It remains on track to achieve our full-year estimates on consolidated basis.
 All eyes on coke inventory. GNC is sitting on 300kt of coke inventory and
we expect that it will be considerably liquidated in the next three quarters.
GNC is also sitting on close to 750kt of unwashed coking coal, but is unlikely
to sell this but rather might resort to selling coal directly from the mine given
high prices and reduce transport to India and utilise this inventory.

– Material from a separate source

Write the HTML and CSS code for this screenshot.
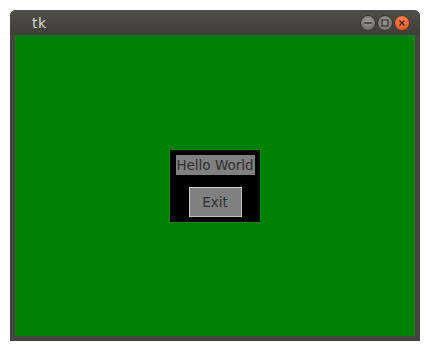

 Bullish fundamentals for coking coal. Compared to our assumptions of
US$251/t for coking coal and US$464/t for coke for FY12, the current prices
stand at US$350/t for coking coal and US$550/t for coke. The production from
Queensland is still to recover fully and it will be really interesting to see where
coking coal prices are settled for 1Q FY12 (our assumption US$290/t).
 Dispelling doubts about GNC’s profits. We have compared GNC’s coke
profits with Sesa Goa’s (SESA IN, Rs319, Not Rated) coke business and find
an uncanny correlation between realisation and profitability of both.
Earnings and target price revision
 No change.
Price catalyst
 12-month price target: Rs106.00 based on a Sum of Parts methodology.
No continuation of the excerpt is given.